- TASK TO CARRY OUT:
Scan the listing below and copy every line holding "that".

___ STORED RECORDS

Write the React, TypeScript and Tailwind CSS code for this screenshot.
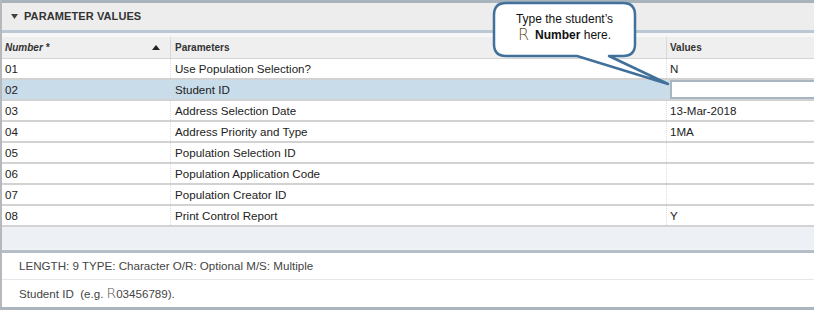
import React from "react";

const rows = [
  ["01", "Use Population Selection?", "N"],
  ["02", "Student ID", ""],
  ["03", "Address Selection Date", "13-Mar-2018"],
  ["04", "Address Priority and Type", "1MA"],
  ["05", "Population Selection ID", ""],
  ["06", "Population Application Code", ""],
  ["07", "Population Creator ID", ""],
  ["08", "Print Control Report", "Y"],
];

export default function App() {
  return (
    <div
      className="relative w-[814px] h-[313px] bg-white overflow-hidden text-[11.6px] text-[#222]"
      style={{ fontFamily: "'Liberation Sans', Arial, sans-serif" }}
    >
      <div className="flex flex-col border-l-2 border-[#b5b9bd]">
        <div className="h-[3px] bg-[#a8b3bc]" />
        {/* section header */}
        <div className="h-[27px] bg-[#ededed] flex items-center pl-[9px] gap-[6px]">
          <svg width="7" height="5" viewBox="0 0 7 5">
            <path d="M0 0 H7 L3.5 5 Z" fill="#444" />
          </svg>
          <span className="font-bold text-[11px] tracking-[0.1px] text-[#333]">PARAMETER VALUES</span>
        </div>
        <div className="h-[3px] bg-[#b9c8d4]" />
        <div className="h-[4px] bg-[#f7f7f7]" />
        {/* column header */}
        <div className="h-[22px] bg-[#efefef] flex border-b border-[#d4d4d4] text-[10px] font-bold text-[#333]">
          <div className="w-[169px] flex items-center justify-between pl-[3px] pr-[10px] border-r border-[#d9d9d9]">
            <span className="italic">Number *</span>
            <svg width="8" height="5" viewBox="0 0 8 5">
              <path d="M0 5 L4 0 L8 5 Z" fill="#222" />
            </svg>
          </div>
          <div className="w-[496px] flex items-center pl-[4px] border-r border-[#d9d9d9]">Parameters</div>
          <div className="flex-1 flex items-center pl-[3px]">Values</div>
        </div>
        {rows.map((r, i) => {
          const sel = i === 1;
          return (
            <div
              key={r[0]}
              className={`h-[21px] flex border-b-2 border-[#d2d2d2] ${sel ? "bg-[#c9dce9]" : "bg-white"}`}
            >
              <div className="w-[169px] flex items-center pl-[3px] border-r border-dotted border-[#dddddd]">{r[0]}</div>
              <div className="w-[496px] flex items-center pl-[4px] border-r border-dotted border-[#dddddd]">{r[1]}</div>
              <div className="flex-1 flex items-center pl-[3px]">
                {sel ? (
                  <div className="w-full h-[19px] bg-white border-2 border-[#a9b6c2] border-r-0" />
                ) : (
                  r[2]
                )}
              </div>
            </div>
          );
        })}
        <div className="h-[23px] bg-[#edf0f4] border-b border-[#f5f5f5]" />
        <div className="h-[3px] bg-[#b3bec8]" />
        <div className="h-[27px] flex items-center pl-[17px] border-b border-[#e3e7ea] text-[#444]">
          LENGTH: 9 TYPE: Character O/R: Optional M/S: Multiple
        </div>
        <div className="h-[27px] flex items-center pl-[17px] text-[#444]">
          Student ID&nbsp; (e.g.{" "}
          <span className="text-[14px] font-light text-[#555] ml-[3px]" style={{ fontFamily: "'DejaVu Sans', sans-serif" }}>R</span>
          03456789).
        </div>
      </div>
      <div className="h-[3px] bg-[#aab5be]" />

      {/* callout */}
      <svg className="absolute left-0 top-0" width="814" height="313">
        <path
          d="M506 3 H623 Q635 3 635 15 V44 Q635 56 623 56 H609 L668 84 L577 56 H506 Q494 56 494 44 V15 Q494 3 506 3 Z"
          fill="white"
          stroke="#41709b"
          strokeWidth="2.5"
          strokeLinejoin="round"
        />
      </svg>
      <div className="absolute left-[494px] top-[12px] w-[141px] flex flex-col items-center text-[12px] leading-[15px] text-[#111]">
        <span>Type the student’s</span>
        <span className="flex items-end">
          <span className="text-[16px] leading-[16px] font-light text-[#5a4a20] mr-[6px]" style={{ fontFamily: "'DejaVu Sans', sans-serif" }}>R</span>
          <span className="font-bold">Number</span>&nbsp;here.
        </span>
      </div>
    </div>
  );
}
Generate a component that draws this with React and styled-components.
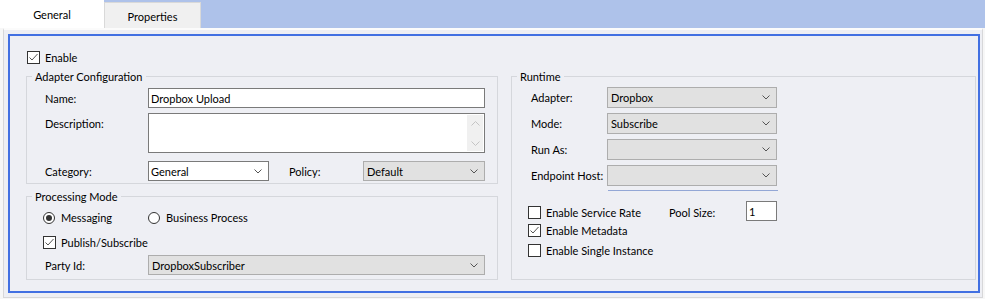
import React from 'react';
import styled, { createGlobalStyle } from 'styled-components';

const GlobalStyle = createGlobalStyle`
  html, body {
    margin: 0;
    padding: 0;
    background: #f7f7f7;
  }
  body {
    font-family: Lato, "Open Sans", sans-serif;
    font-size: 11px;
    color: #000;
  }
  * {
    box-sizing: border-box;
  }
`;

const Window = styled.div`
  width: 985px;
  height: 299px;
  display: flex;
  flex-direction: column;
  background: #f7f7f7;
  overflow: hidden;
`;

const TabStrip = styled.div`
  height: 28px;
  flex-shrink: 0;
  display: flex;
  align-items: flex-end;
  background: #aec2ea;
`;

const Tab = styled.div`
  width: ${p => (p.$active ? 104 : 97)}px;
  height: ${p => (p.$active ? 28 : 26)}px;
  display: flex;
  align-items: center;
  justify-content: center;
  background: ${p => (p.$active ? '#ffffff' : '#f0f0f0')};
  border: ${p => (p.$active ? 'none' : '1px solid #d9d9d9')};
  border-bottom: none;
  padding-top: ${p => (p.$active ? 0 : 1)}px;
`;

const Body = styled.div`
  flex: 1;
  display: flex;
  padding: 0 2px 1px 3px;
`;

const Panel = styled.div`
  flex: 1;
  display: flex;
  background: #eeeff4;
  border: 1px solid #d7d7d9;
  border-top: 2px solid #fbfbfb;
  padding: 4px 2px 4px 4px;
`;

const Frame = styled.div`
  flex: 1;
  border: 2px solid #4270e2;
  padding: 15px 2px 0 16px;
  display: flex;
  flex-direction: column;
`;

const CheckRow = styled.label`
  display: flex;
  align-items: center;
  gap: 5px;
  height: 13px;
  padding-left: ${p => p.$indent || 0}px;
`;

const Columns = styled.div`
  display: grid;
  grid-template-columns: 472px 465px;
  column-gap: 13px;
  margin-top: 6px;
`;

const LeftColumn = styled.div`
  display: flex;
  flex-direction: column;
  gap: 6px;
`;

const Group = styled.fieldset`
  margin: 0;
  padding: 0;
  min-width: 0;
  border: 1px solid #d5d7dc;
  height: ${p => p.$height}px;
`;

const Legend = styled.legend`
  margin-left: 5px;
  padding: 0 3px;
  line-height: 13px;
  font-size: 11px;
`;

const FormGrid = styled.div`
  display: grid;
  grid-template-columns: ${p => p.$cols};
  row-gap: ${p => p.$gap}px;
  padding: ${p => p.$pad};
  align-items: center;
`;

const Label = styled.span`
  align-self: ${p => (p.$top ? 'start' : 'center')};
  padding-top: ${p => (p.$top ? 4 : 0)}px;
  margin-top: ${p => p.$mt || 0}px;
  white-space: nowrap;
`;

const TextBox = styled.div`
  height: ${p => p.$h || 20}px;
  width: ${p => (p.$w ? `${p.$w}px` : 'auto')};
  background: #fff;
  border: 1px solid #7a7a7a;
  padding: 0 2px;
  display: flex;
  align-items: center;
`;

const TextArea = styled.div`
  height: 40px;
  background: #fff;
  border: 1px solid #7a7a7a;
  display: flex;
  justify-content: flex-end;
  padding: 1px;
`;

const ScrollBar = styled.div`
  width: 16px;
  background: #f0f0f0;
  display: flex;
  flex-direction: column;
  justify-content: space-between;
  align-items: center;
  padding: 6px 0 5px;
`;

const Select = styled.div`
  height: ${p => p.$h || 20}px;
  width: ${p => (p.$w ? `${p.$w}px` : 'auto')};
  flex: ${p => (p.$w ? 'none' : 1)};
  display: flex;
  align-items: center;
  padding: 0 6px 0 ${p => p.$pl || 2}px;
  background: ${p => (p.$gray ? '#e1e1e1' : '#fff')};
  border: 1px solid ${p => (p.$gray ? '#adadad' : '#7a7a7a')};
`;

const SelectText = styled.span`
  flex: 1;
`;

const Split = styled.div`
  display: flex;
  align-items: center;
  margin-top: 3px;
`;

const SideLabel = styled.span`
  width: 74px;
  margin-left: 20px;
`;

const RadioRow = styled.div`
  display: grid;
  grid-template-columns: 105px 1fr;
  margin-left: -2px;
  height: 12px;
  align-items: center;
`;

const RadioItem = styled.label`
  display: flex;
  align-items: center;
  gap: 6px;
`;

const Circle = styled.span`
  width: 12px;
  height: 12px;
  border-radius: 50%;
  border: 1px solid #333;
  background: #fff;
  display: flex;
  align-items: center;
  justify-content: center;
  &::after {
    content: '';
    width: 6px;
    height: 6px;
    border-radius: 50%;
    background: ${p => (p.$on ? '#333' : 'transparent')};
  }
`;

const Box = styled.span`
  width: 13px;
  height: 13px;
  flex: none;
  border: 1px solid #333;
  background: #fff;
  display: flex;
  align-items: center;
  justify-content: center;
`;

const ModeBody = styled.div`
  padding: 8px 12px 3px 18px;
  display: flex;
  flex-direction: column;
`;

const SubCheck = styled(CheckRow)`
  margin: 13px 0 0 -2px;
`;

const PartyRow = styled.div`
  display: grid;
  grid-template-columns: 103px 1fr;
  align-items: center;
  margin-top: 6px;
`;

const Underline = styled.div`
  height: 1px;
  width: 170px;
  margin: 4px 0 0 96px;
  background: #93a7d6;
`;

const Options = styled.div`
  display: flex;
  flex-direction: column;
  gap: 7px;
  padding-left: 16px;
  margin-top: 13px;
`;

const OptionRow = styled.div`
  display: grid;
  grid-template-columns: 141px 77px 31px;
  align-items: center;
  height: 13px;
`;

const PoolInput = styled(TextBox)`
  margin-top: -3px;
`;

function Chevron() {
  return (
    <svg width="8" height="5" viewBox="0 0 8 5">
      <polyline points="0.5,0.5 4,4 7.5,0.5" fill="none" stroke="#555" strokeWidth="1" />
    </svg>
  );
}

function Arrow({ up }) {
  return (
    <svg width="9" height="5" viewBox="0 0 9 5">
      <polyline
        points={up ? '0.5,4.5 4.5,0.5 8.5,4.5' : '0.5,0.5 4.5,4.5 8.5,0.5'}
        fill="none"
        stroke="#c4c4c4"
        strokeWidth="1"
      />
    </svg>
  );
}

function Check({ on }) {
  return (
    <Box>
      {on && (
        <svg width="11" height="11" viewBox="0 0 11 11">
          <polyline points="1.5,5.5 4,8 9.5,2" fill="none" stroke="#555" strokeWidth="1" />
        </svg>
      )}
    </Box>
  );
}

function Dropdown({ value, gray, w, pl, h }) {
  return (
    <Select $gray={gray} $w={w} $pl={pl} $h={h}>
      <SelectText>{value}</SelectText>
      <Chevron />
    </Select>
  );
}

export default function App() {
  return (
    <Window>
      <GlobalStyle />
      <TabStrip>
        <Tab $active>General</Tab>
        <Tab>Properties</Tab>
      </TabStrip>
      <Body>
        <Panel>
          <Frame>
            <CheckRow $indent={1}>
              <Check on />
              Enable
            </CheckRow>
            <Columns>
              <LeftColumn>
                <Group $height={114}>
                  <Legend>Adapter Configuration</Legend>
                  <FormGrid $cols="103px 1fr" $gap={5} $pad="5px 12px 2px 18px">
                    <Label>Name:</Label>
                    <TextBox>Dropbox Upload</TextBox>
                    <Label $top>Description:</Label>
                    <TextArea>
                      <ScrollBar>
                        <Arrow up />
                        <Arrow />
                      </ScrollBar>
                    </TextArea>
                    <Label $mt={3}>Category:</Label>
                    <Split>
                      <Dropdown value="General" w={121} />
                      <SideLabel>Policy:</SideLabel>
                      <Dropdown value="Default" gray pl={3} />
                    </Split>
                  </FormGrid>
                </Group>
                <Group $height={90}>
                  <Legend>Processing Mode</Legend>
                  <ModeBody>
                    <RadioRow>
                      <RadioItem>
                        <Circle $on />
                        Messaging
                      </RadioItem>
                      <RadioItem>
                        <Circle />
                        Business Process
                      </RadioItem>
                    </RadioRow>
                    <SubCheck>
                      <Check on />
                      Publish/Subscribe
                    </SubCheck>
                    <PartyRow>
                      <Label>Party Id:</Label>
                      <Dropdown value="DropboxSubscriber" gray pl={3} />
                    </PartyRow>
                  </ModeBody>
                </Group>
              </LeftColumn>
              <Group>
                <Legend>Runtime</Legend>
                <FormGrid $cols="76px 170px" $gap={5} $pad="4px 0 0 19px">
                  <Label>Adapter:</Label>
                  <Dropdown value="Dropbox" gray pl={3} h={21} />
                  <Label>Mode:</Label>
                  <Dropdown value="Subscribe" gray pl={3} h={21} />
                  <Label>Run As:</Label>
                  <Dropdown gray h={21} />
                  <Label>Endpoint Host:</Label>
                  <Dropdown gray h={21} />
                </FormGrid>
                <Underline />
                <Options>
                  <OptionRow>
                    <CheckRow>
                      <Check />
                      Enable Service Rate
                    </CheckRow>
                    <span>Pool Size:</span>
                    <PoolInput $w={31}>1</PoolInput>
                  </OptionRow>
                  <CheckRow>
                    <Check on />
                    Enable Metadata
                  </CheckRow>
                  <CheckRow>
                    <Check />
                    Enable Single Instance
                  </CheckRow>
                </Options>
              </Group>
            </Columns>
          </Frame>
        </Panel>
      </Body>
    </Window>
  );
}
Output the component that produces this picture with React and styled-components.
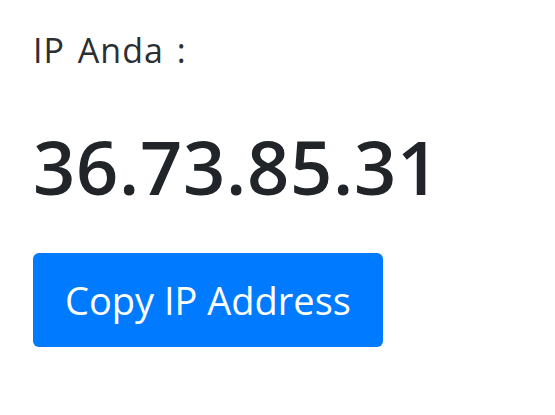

______

- SOLVED PROBLEM:
Generate a component that draws this with React and styled-components.
Output the component that produces this picture with React and styled-components.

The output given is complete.